Nel mese di luglio del 2023 si è svolto un viaggio missionario di un gruppo adulti che con l’Ami, Amici Mondo Indiviso, è partito per la Tanzania, diretto a Mwanza, sede di missione. Qui il gruppo è stato ospite dello studentato dell’Ami e ha avuto modo di entrare a contatto con una realtà, quella africana, molto diversa e piena di contraddizioni. Ecco il racconto di Sabrina e Alberto.

Sabrina e Alberto: “safari vuol dire viaggio

E poi scopri che safari in swahili vuole dire viaggio… non significa come si pensa solamente “tragitto attraverso la savana con lo scopo di cacciare o di osservare animali in libertà”, ma viaggio in senso lato. Un viaggio profondo che ci ha coinvolto, scosso, meravigliato, emozionato. Parlano sussurrano, gridano le giornate trascorse a Mwanza e dintorni, ospiti dello studentato Tumaini Letu in Tanzania.
L’intuizione di mescolare sapientemente in questo safari emergenze naturalistiche di cui la Tanzania è patria – cominciando dal dolce cullarsi di una barca tra le increspature del lago Vittoria, un vero e proprio mare per dimensioni e funzione sociale – e letteralmente fare un bagno nel dolore di un vero e proprio lager di sofferenza quale il campo ex lebbrosi e malati mentali dove si può toccare con mano fin dove l’indifferenza umana può non aver fine.

Le meraviglie del paesaggio tanzaniano

Jeeppare attraverso le piste sconnesse e polverose del Parco Serengeti – infinito e selvaggio territorio – dove l’uomo per un attimo può scendere dal vertice evolutivo in cui si è posto e tornare a ristabilire rapporti ed equilibri atavici e ancestrali ormai perduti. Gustare una colazione condividendo gli stessi orizzonti con zebre, antilopi, bufali come facessero parte del giardino di casa poi, di colpo, scontrarsi con il muro, il confino di recinzioni di reclusioni forzate dei giovani albini tanzaniani costretti a vivere sorvegliati e protetti da guardie per fuggire alla superstizione che li vuole creature “magiche” capaci, se sacrificate, di guarire da malattie inguaribili.
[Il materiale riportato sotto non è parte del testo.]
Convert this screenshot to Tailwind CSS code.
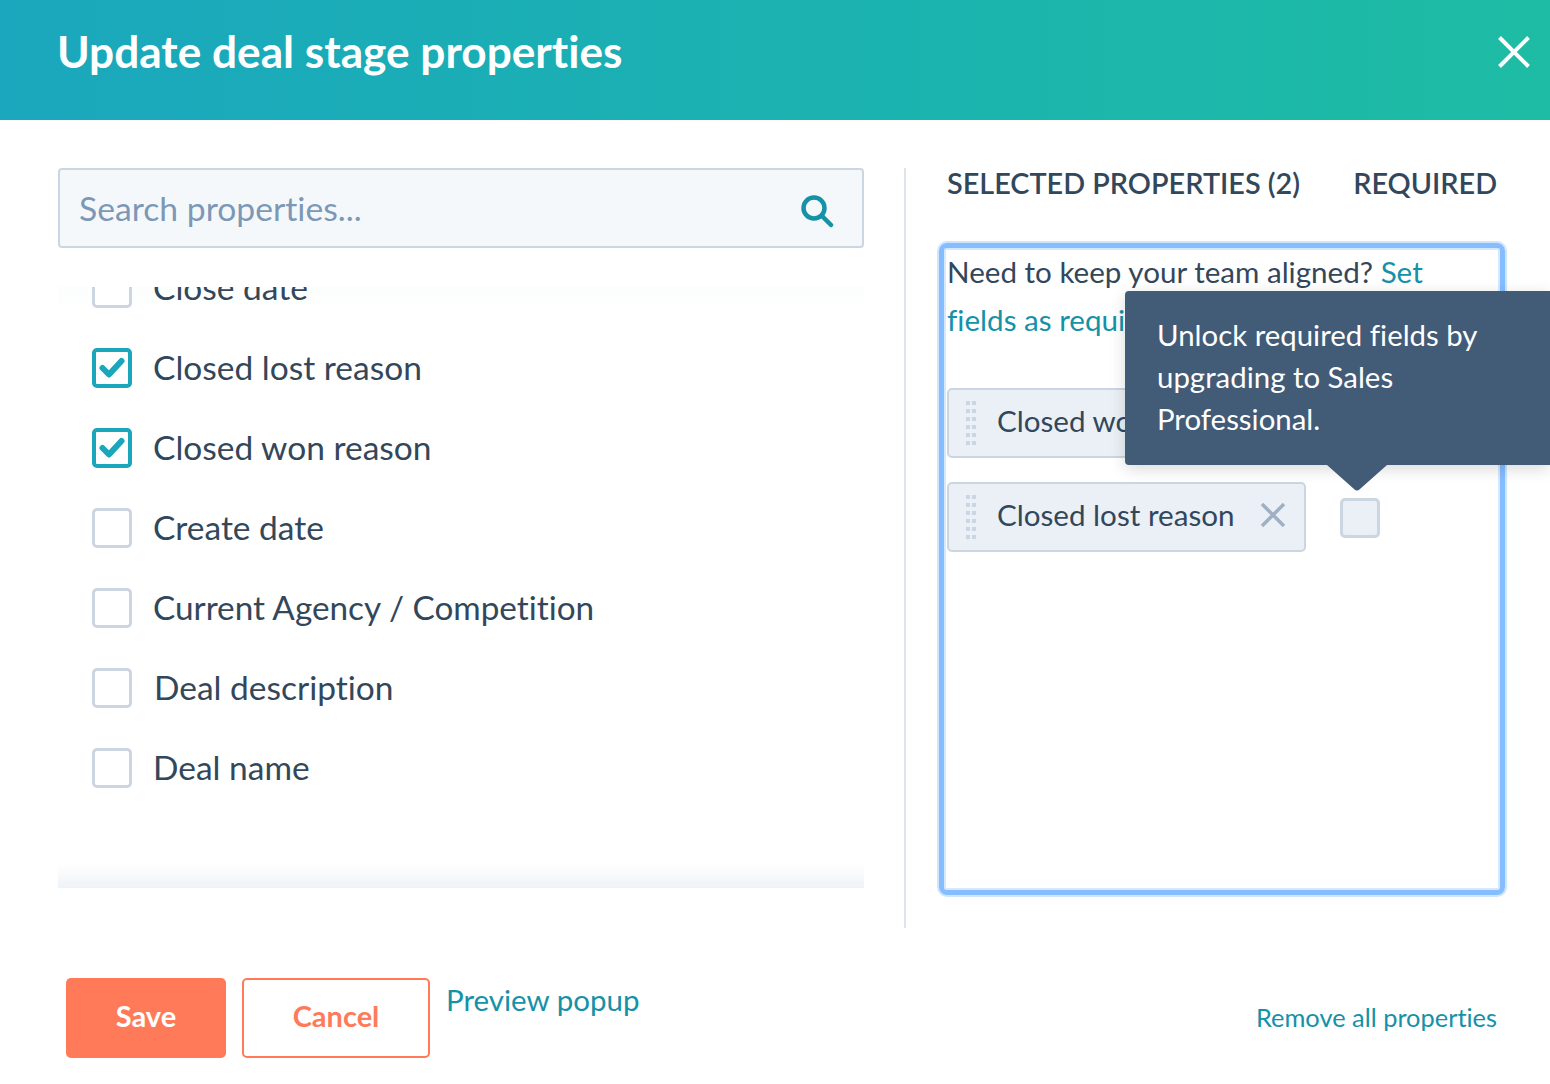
<!DOCTYPE html>
<html lang="en">
<head>
    <meta charset="UTF-8">
    <meta name="viewport" content="width=device-width, initial-scale=1.0">
    <title>Update deal stage properties</title>
    <script src="https://cdn.jsdelivr.net/npm/@tailwindcss/browser@4"></script>
</head>
<body class="w-[1550px] h-[1084px] overflow-hidden bg-white text-[#33475b] font-['Lato',sans-serif] [font-variant-ligatures:none]">
    <!-- header -->
    <header class="h-[120px] pl-[57px] pr-[20px] flex items-center justify-between bg-linear-to-r from-[#1ba7bd] to-[#1ebca4]">
        <h1 class="text-[44.2px] font-bold text-white -mt-[18px]">Update deal stage properties</h1>
        <svg class="w-[32px] h-[32px] -mt-[17px]" viewBox="0 0 32 32" fill="none" stroke="white" stroke-width="4">
            <path d="M1.5 1.5 L30.5 30.5 M30.5 1.5 L1.5 30.5"/>
        </svg>
    </header>

    <main class="flex pl-[58px] pt-[48px]">
        <!-- left column -->
        <section class="w-[806px]">
            <div class="h-[80px] pl-[19px] pr-[28px] flex items-center justify-between bg-[#f5f8fa] border-2 border-[#cbd6e2] rounded-[4px]">
                <span class="text-[33.7px] text-[#7c98b6]">Search properties...</span>
                <svg class="w-[34px] h-[34px] mt-[5px]" viewBox="0 0 34 34" fill="none" stroke="#1591a8" stroke-width="4.5" stroke-linecap="round">
                    <circle cx="14" cy="14" r="10.5"/>
                    <path d="M22 22 L31 31"/>
                </svg>
            </div>
            <div class="relative h-[601px] mt-[39px] overflow-hidden">
                <!-- faint top fade -->
                <div class="absolute left-0 right-0 top-0 h-[26px] bg-linear-to-b from-[#fcfdfd] to-white"></div>
                <ul class="relative -mt-[39px] pl-[34px] text-[33.5px]">
                    <li class="h-[80px] flex items-center gap-[21px]">
                        <span class="w-[40px] h-[40px] bg-white border-[3px] border-[#cbd6e2] rounded-[5px]"></span>
                        <span class="-mt-[1px]">Close date</span>
                    </li>
                    <li class="h-[80px] flex items-center gap-[21px]">
                        <span class="w-[40px] h-[40px] flex items-center justify-center bg-white border-[4px] border-[#1ca6bc] rounded-[5px]">
                            <svg class="w-[26px] h-[22px]" viewBox="0 0 26 22" fill="none" stroke="#1ca6bc" stroke-width="6" stroke-linecap="round" stroke-linejoin="round"><path d="M3.5 11 L10 17.5 L22.5 4"/></svg>
                        </span>
                        <span class="-mt-[1px]">Closed lost reason</span>
                    </li>
                    <li class="h-[80px] flex items-center gap-[21px]">
                        <span class="w-[40px] h-[40px] flex items-center justify-center bg-white border-[4px] border-[#1ca6bc] rounded-[5px]">
                            <svg class="w-[26px] h-[22px]" viewBox="0 0 26 22" fill="none" stroke="#1ca6bc" stroke-width="6" stroke-linecap="round" stroke-linejoin="round"><path d="M3.5 11 L10 17.5 L22.5 4"/></svg>
                        </span>
                        <span class="-mt-[1px]">Closed won reason</span>
                    </li>
                    <li class="h-[80px] flex items-center gap-[21px]">
                        <span class="w-[40px] h-[40px] bg-white border-[3px] border-[#cbd6e2] rounded-[5px]"></span>
                        <span class="-mt-[1px]">Create date</span>
                    </li>
                    <li class="h-[80px] flex items-center gap-[21px]">
                        <span class="w-[40px] h-[40px] bg-white border-[3px] border-[#cbd6e2] rounded-[5px]"></span>
                        <span class="-mt-[1px] text-[33.3px]">Current Agency / Competition</span>
                    </li>
                    <li class="h-[80px] flex items-center gap-[22px]">
                        <span class="w-[40px] h-[40px] bg-white border-[3px] border-[#cbd6e2] rounded-[5px]"></span>
                        <span class="-mt-[1px]">Deal description</span>
                    </li>
                    <li class="h-[80px] flex items-center gap-[21px]">
                        <span class="w-[40px] h-[40px] bg-white border-[3px] border-[#cbd6e2] rounded-[5px]"></span>
                        <span class="-mt-[1px]">Deal name</span>
                    </li>
                </ul>
                <!-- scroll fade -->
                <div class="absolute left-0 right-0 bottom-0 h-[24px] bg-linear-to-b from-white to-[#eef2f6]"></div>
            </div>
        </section>

        <!-- divider -->
        <div class="w-[2px] h-[760px] ml-[40px] bg-[#dfe3eb]"></div>

        <!-- right column -->
        <section class="w-[566px] ml-[33px]">
            <div class="h-[32px] pl-[8px] flex items-center text-[28.8px] font-semibold leading-none whitespace-nowrap">
                <span class="-mt-[2px]">SELECTED PROPERTIES (2)</span>
                <span class="ml-[53px] -mt-[2px]">REQUIRED</span>
            </div>
            <div class="relative h-[652px] mt-[43px] pl-[3px] border-[5px] border-[#85bdff] rounded-[8px] shadow-[0_0_0_2px_#cfe4ff,inset_0_0_0_2px_#d6e8ff]">
                <p class="w-[520px] text-[29.6px] leading-[48px]">Need to keep your team aligned? <span class="text-[#1591a8]">Set fields as required</span></p>
                <div class="mt-[44px] w-[359px] h-[70px] pl-[17px] flex items-center bg-[#eaf0f6] border-2 border-[#cbd6e2] rounded-[5px]">
                    <svg class="w-[10px] h-[44px] shrink-0" viewBox="0 0 10 44" fill="#cbd6e2">
                        <defs><pattern id="dots" width="6" height="8" patternUnits="userSpaceOnUse"><rect width="4" height="4"/></pattern></defs>
                        <rect width="10" height="44" fill="url(#dots)"/>
                    </svg>
                    <span class="ml-[21px] -mt-[3px] text-[29.6px] whitespace-nowrap">Closed won reason</span>
                </div>
                <div class="mt-[24px] flex items-center">
                    <div class="w-[359px] h-[70px] pl-[17px] pr-[18px] flex items-center justify-between bg-[#eaf0f6] border-2 border-[#cbd6e2] rounded-[5px]">
                        <svg class="w-[10px] h-[44px] shrink-0" viewBox="0 0 10 44" fill="#cbd6e2">
                            <rect width="10" height="44" fill="url(#dots)"/>
                        </svg>
                        <span class="ml-[21px] -mt-[3px] mr-auto text-[29.6px] whitespace-nowrap">Closed lost reason</span>
                        <svg class="w-[26px] h-[26px] -mt-[4px]" viewBox="0 0 26 26" fill="none" stroke="#9fb0c4" stroke-width="3.5">
                            <path d="M2 2 L24 24 M24 2 L2 24"/>
                        </svg>
                    </div>
                    <span class="w-[40px] h-[40px] ml-[34px] mt-[2px] bg-[#eaf0f6] border-[3px] border-[#cbd6e2] rounded-[5px]"></span>
                </div>

                <!-- tooltip -->
                <div class="absolute left-[181px] top-[43px] w-[425px] h-[174px] pl-[32px] pt-[23px] bg-[#425b76] rounded-l-[4px] shadow-[0_4px_16px_rgba(0,0,0,0.15)] text-white text-[29.4px] leading-[42px]">
                    <p>Unlock required fields by<br>upgrading to Sales<br>Professional.</p>
                    <svg class="absolute left-[202px] top-[174px] w-[60px] h-[26px]" viewBox="0 0 60 26" fill="#425b76">
                        <path d="M0 0 H60 L33 24 Q30 27 27 24 Z"/>
                    </svg>
                </div>
            </div>
        </section>
    </main>

    <!-- footer -->
    <footer class="flex items-start pl-[66px] pr-[53px] mt-[50px]">
        <button class="w-[160px] h-[80px] pb-[5px] bg-[#ff7a59] rounded-[5px] text-white text-[29px] font-bold">Save</button>
        <button class="w-[188px] h-[80px] pb-[5px] ml-[16px] border-2 border-[#ff7a59] rounded-[5px] text-[#ff7a59] text-[29px] font-bold">Cancel</button>
        <a class="ml-[16px] text-[29.5px] text-[#1591a8]">Preview popup</a>
        <a class="ml-auto mt-[20px] text-[25.4px] text-[#1591a8]">Remove all properties</a>
    </footer>
</body>
</html>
Perdersi nel sobbalzare del pulmino a valutare le capacità di equilibrismo delle rocce vulcaniche che sfidando la gravità e che punteggiano il paesaggio tanzaniano sovrastando minacciose casupole, capanne, mercatini fatiscenti dove capisci che la sopravvivenza ha la forma ed il sapore di quattro patate o pannocchie abbrustolite, buste di anacardi, scarpe spaiate e tozzetti di canna da zucchero da succhiare e sputare. Le stesse rocce levigate da un tempo paziente e infinito che non ha forza e misura umana e che trovando il loro culmine sul balcone naturale di Jiwe Kuu il quale, con una vista da apnea, ci regala l’estensione e la caoticità della città di Mwanza.

La riflessione su un’umanità senza scrupoli

Passeggiare all’alba sul bagnasciuga dell’Oceano Indiano confondendo le grida dei pescatori con le urla di chi, fatto schiavo, quella costa l’ha dovuta lasciare forzatamente, aggrappandosi fino allo stremo a quella sabbia che, come la libertà, gli scivolava tra le dita impalpabile.
E, come ultimo gesto, provare ad afferrare una conchiglia dalla quale riascoltare il mare e il rumore di casa una volta lontani. E il pensiero di «cosa siamo stati capaci di fare» ti schiaccia, ti scuote e ti fa sentire colpevole e complice di un’umanità senza scrupoli. Poi, l’umanità ti stupisce e si manifesta nelle figure e nella forza dei missionari di Ami. Capisci il valore di quella mano protesa al contatto senza preclusioni o timori, mani che toccano ferite, che asciugano guance rigate da lacrime che donano conforto in un abbraccio. Mani che prendono le nostre e con forza e semplicità ci hanno accompagnato in questo inatteso “safari”.